__Direction__: Wherever a line in the data below holds "this", copy that line.

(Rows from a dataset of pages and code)
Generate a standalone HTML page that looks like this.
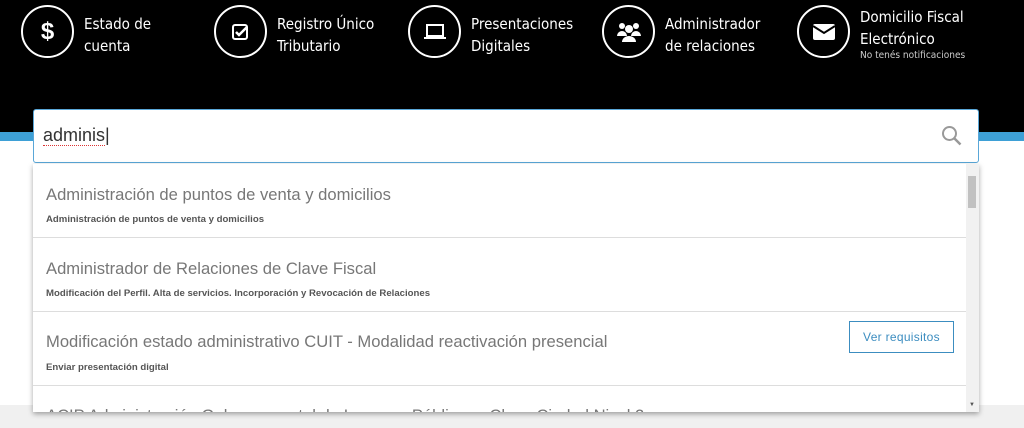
<!DOCTYPE html>
<html><head><meta charset="utf-8"><style>
*{margin:0;padding:0;box-sizing:border-box}
html,body{width:1024px;height:428px;overflow:hidden}
body{background:#fff;font-family:"Liberation Sans",sans-serif;position:relative}
.hdr{position:absolute;left:0;top:0;width:1024px;height:134px;background:#000}
.blue{position:absolute;left:0;top:132px;width:1024px;height:9px;background:#3ea0d6}
.grey{position:absolute;left:0;top:405px;width:1024px;height:23px;background:#f0f0f0}
.it{position:absolute;top:5px;height:54px}
.circ{position:absolute;left:0;top:0;width:53px;height:53px;border:2px solid #fff;border-radius:50%;display:flex;align-items:center;justify-content:center;color:#fff}
.lbl{position:absolute;left:63px;top:8px;color:#fff;font-size:15px;line-height:22px;white-space:nowrap;font-family:"DejaVu Sans Condensed","Liberation Sans",sans-serif}
.sm{font-size:10px;line-height:12px;color:#ccc;display:block}
.search{position:absolute;left:33px;top:109px;width:946px;height:54px;background:#fff;border:1px solid #5aa7d8;border-radius:3px}
.search .t{position:absolute;left:9px;top:15px;font-size:18px;color:#333}
.search .t span{border-bottom:1px dotted #d33}
.dd{position:absolute;left:33px;top:164px;width:946px;height:248px;background:#fff;box-shadow:0 2px 5px rgba(0,0,0,.35);overflow:hidden}
.row{position:absolute;left:0;width:933px;height:74px;border-bottom:1px solid #ddd}
.row .a{position:absolute;left:13px;top:21px;font-size:16.6px;color:#777;white-space:nowrap}
.row .b{position:absolute;left:13px;top:50px;font-size:9.6px;font-weight:bold;color:#555;white-space:nowrap}
.btn{position:absolute;left:816px;top:157px;width:105px;height:32px;border:1px solid #3c8dc0;color:#3c8dc0;font-size:12px;display:flex;align-items:center;justify-content:center;letter-spacing:.3px}
.sb{position:absolute;left:933px;top:0;width:13px;height:248px;background:#f1f1f1}
.thumb{position:absolute;left:2px;top:12px;width:8px;height:32px;background:#c1c1c1}
</style></head><body>
<div class="hdr"></div>
<div class="blue"></div>
<div class="grey"></div>

<div class="it" style="left:21px"><div class="circ"><span style="font-size:24px;font-weight:bold">$</span></div><div class="lbl">Estado de<br>cuenta</div></div>
<div class="it" style="left:214px"><div class="circ"><svg width="20" height="20" viewBox="0 0 20 20"><rect x="2" y="3" width="14" height="14" rx="2" fill="none" stroke="#fff" stroke-width="2"/><path d="M5 10l3 3 8-8" fill="none" stroke="#fff" stroke-width="2.5"/></svg></div><div class="lbl">Registro Único<br>Tributario</div></div>
<div class="it" style="left:408px"><div class="circ"><svg width="24" height="18" viewBox="0 0 24 18"><rect x="4" y="2" width="16" height="11" fill="none" stroke="#fff" stroke-width="2"/><rect x="1" y="14" width="22" height="2" fill="#fff"/></svg></div><div class="lbl">Presentaciones<br>Digitales</div></div>
<div class="it" style="left:602px"><div class="circ"><svg width="26" height="22" viewBox="0 0 26 22"><circle cx="6" cy="5" r="3" fill="#fff"/><circle cx="20" cy="5" r="3" fill="#fff"/><circle cx="13" cy="8" r="4" fill="#fff"/><path d="M1 15a5 5 0 0 1 10 0zM15 15a5 5 0 0 1 10 0z" fill="#fff"/><path d="M6 21a7 6 0 0 1 14 0z" fill="#fff"/></svg></div><div class="lbl">Administrador<br>de relaciones</div></div>
<div class="it" style="left:797px"><div class="circ"><svg width="24" height="18" viewBox="0 0 24 18"><rect x="1" y="1" width="22" height="16" rx="2" fill="#fff"/><path d="M1 3l11 7 11-7" fill="none" stroke="#000" stroke-width="2"/></svg></div><div class="lbl" style="top:1px">Domicilio Fiscal<br>Electrónico<span class="sm">No tenés notificaciones</span></div></div>

<div class="search"><div class="t"><span>adminis</span>|</div>
<svg style="position:absolute;left:907px;top:15px" width="22" height="22" viewBox="0 0 22 22"><circle cx="8.5" cy="8.5" r="6.5" fill="none" stroke="#999" stroke-width="2"/><path d="M13.5 13.5l6 6" stroke="#999" stroke-width="2.5"/></svg></div>

<div class="dd">
<div class="row" style="top:0"><div class="a">Administración de puntos de venta y domicilios</div><div class="b">Administración de puntos de venta y domicilios</div></div>
<div class="row" style="top:74px"><div class="a">Administrador de Relaciones de Clave Fiscal</div><div class="b">Modificación del Perfil. Alta de servicios. Incorporación y Revocación de Relaciones</div></div>
<div class="row" style="top:148px"><div class="a" style="top:20px">Modificación estado administrativo CUIT - Modalidad reactivación presencial</div><div class="b">Enviar presentación digital</div></div>
<div class="row" style="top:221px;border:none"><div class="a">ACIP Administración Gubernamental de Ingresos Públicos - Clave Ciudad Nivel 2</div></div>
<div class="btn">Ver requisitos</div>
<div class="sb"><div class="thumb"></div><div style="position:absolute;left:3px;top:238px;font-size:6px;color:#555">▼</div></div>
</div>
</body></html>
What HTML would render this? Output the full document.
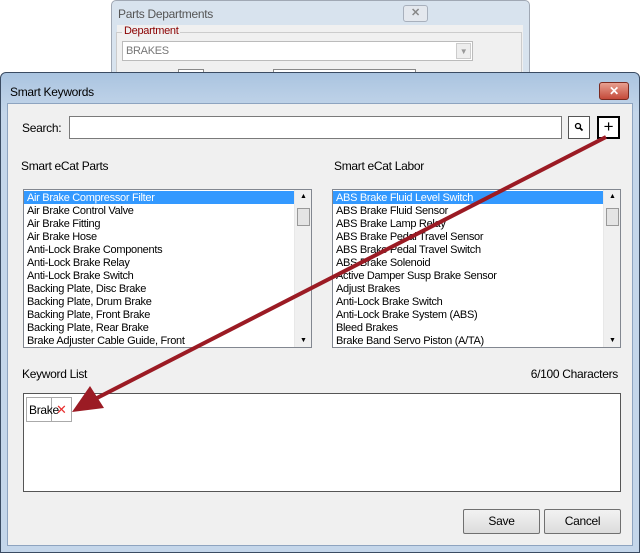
<!DOCTYPE html>
<html><head><meta charset="utf-8"><style>
*{box-sizing:border-box;margin:0;padding:0}
body{width:640px;height:553px;background:#fff;position:relative;overflow:hidden;font-family:"Liberation Sans",sans-serif;font-size:11px;color:#000;letter-spacing:-0.3px}
.abs{position:absolute}
.list{position:absolute;background:#fff;border:1px solid #828790;overflow:hidden}
.list .r{height:13px;line-height:14px;padding-left:3px;white-space:nowrap}
.list .sel{background:#3399ff;color:#fff;margin-right:17px}
.sb{position:absolute;right:0;top:0;bottom:0;width:17px;background:#f0f0f0;border-left:1px solid #e8e8e8}
.btn{position:absolute;background:linear-gradient(#f2f2f2,#dcdcdc);border:1px solid #707070;border-radius:2px;text-align:center;font-size:12px}
</style></head><body>
<div class="abs" style="left:111px;top:0;width:419px;height:80px;background:#d8e3ee;border:1px solid #a0a8b4;border-radius:5px 5px 0 0"></div>
<div class="abs" style="left:118px;top:7px;font-size:12px;color:#555">Parts Departments</div>
<div class="abs" style="left:403px;top:5px;width:25px;height:17px;border:1px solid #a8b0bc;border-radius:3px;background:#e4e8ee;text-align:center;line-height:14px;color:#888;font-weight:bold">✕</div>
<div class="abs" style="left:117px;top:25px;width:406px;height:55px;background:#f0f0f0"></div>
<div class="abs" style="left:116px;top:32px;width:406px;height:50px;border:1px solid #ccc"></div>
<div class="abs" style="left:122px;top:25px;background:#f0f0f0;padding:0 2px;color:#8b0000;font-size:11px">Department</div>
<div class="abs" style="left:122px;top:41px;width:351px;height:20px;border:1px solid #bbb;background:#fff;color:#777;font-size:11px;padding:3px 3px">BRAKES</div>
<div class="abs" style="left:456px;top:43px;width:15px;height:16px;background:#eee;border:1px solid #ccc;color:#999;font-size:8px;text-align:center;line-height:15px">▼</div>
<div class="abs" style="left:178px;top:69px;width:26px;height:6px;border:1px solid #888;background:#fff"></div>
<div class="abs" style="left:273px;top:69px;width:143px;height:6px;border:1px solid #888;background:#fff"></div>
<div class="abs" style="left:0;top:72px;width:640px;height:481px;background:linear-gradient(#aac4e0,#c4d6ea 40px,#c4d6ea);border:1px solid #3a4b62;border-radius:6px 6px 0 0"></div>
<div class="abs" style="left:10px;top:85px;font-size:12px">Smart Keywords</div>
<div class="abs" style="left:599px;top:82px;width:30px;height:18px;background:linear-gradient(#e8a090,#c44a3a);border:1px solid #7a2a20;border-radius:3px;color:#fff;text-align:center;font-weight:bold;line-height:16px;font-size:12px">✕</div>
<div class="abs" style="left:7px;top:103px;width:626px;height:443px;background:#f0f0f0;border:1px solid #8ea4c0"></div>
<div class="abs" style="left:22px;top:121px;font-size:12px">Search:</div>
<div class="abs" style="left:69px;top:116px;width:493px;height:23px;background:#fff;border:1px solid #7a7a7a"></div>
<div class="abs" style="left:568px;top:116px;width:22px;height:23px;background:#fff;border:1px solid #555"><svg width="20" height="21"><circle cx="9" cy="9" r="2.5" fill="none" stroke="#000" stroke-width="1.3"/><line x1="11" y1="11" x2="13.5" y2="13.5" stroke="#000" stroke-width="1.8"/></svg></div>
<div class="abs" style="left:597px;top:116px;width:23px;height:23px;background:#fff;border:2px solid #000;font-size:17px;text-align:center;line-height:18px">+</div>
<div class="abs" style="left:21px;top:159px;font-size:12px">Smart eCat Parts</div>
<div class="abs" style="left:334px;top:159px;font-size:12px">Smart eCat Labor</div>
<div class="list" style="left:23px;top:189px;width:289px;height:159px;padding-top:1px">
<div class="r sel">Air Brake Compressor Filter</div><div class="r">Air Brake Control Valve</div><div class="r">Air Brake Fitting</div><div class="r">Air Brake Hose</div><div class="r">Anti-Lock Brake Components</div><div class="r">Anti-Lock Brake Relay</div><div class="r">Anti-Lock Brake Switch</div><div class="r">Backing Plate, Disc Brake</div><div class="r">Backing Plate, Drum Brake</div><div class="r">Backing Plate, Front Brake</div><div class="r">Backing Plate, Rear Brake</div><div class="r">Brake Adjuster Cable Guide, Front</div>
<div class="sb"><span class="abs" style="left:5px;top:3px;font-size:7px">▲</span><span class="abs" style="left:2px;top:18px;width:13px;height:18px;border:1px solid #999;background:#e4e4e4"></span><span class="abs" style="left:5px;bottom:3px;font-size:7px">▼</span></div>
</div>
<div class="list" style="left:332px;top:189px;width:289px;height:159px;padding-top:1px">
<div class="r sel">ABS Brake Fluid Level Switch</div><div class="r">ABS Brake Fluid Sensor</div><div class="r">ABS Brake Lamp Relay</div><div class="r">ABS Brake Pedal Travel Sensor</div><div class="r">ABS Brake Pedal Travel Switch</div><div class="r">ABS Brake Solenoid</div><div class="r">Active Damper Susp Brake Sensor</div><div class="r">Adjust Brakes</div><div class="r">Anti-Lock Brake Switch</div><div class="r">Anti-Lock Brake System (ABS)</div><div class="r">Bleed Brakes</div><div class="r">Brake Band Servo Piston (A/TA)</div>
<div class="sb"><span class="abs" style="left:5px;top:3px;font-size:7px">▲</span><span class="abs" style="left:2px;top:18px;width:13px;height:18px;border:1px solid #999;background:#e4e4e4"></span><span class="abs" style="left:5px;bottom:3px;font-size:7px">▼</span></div>
</div>
<div class="abs" style="left:22px;top:367px;font-size:12px">Keyword List</div>
<div class="abs" style="right:22px;top:367px;font-size:12px">6/100 Characters</div>
<div class="abs" style="left:23px;top:393px;width:598px;height:99px;background:#fff;border:1px solid #555"></div>
<div class="abs" style="left:26px;top:397px;width:46px;height:25px;border:1px solid #aaa;background:#fff"></div>
<div class="abs" style="left:51px;top:397px;width:1px;height:25px;background:#aaa"></div>
<div class="abs" style="left:29px;top:403px;font-size:12px">Brake</div>
<div class="abs" style="left:56px;top:402px;font-size:13px;color:#e83030">✕</div>
<div class="btn" style="left:463px;top:509px;width:77px;height:25px;line-height:23px">Save</div>
<div class="btn" style="left:544px;top:509px;width:77px;height:25px;line-height:23px">Cancel</div>
<svg class="abs" style="left:0;top:0" width="640" height="553">
<line x1="606" y1="137" x2="95" y2="399" stroke="#9b1b24" stroke-width="4"/>
<polygon points="72,412 90,386 104,408" fill="#9b1b24"/>
</svg>
</body></html>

__Written solution__:
Generate a standalone HTML page that looks like this.
What HTML would render this? Output the full document.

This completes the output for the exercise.